The Paris Agreement represents a pragmatic response to Kyoto's political failures. Its flexibility has brought all nations to the table, but its lack of enforcement has led to a gap between pledged actions and what science requires. The future may require a synthesis of both models: a framework with binding national plans tailored by each party but subject to rigorous review and escalating ambition.

Lessons for the Future

The Kyoto Protocol was a groundbreaking diplomatic achievement that fundamentally altered the course of climate governance. It demonstrated that multilateral cooperation on emission reductions is possible, and it created the institutional toolbox — from carbon markets to national inventories — that remains in use today. It also taught the world harsh lessons about political feasibility: the importance of universal participation, the dangers of rigid bifurcation, and the need for a compliance system that respects national sovereignty while ensuring accountability.

For all its imperfections, the protocol proved that an international climate treaty could function. It drove technology transfer, lowered renewable energy costs, and helped normalize the idea that carbon emissions carry an economic price. Many of the corporate net-zero commitments and voluntary carbon markets flourishing today trace their lineage directly to the Clean Development Mechanism and the emissions trading platforms built during the Kyoto era.

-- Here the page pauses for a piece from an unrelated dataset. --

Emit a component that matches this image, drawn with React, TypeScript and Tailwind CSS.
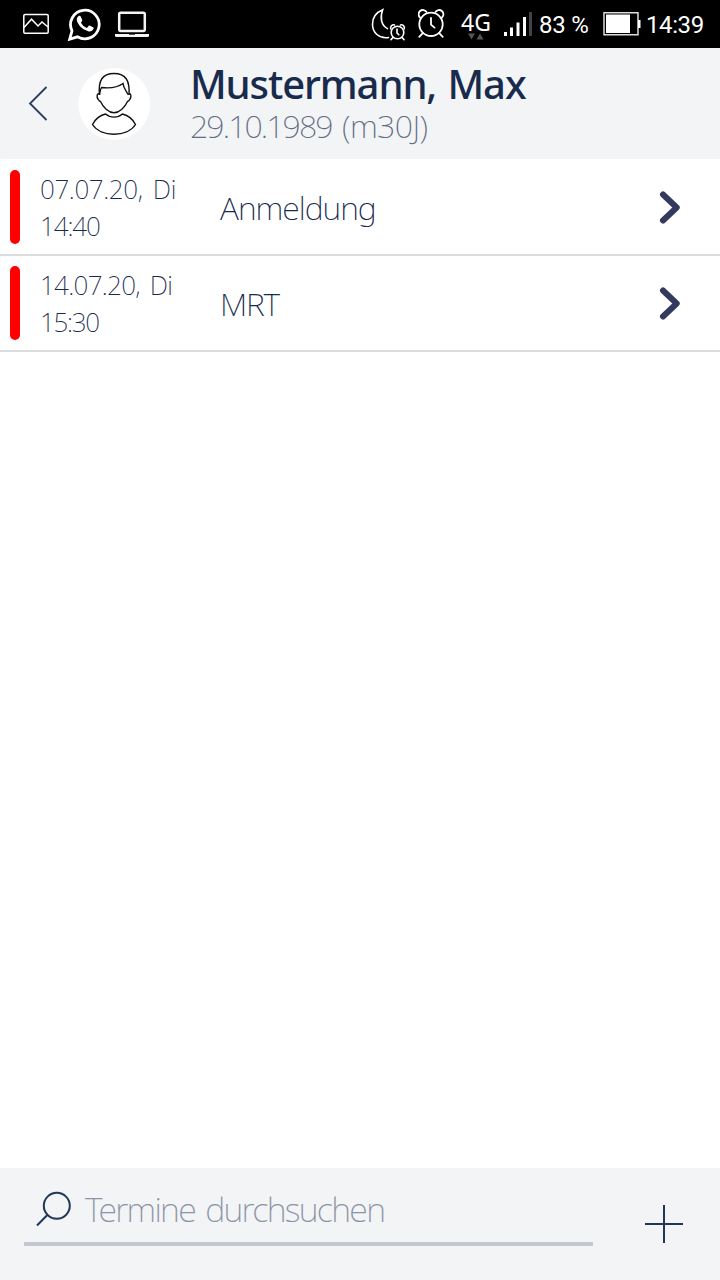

Perhaps the most enduring insight from Kyoto is that climate diplomacy is a long game — a process of incremental norm-building rather than a single transformational pact. The protocol's failures and successes both shaped the Paris Agreement, and the next decade of negotiations will continue to refine the balance between ambition and political reality. As the world moves toward deeper decarbonization, the Kyoto Protocol stands as a historic first draft of global climate law — imperfect, but utterly indispensable.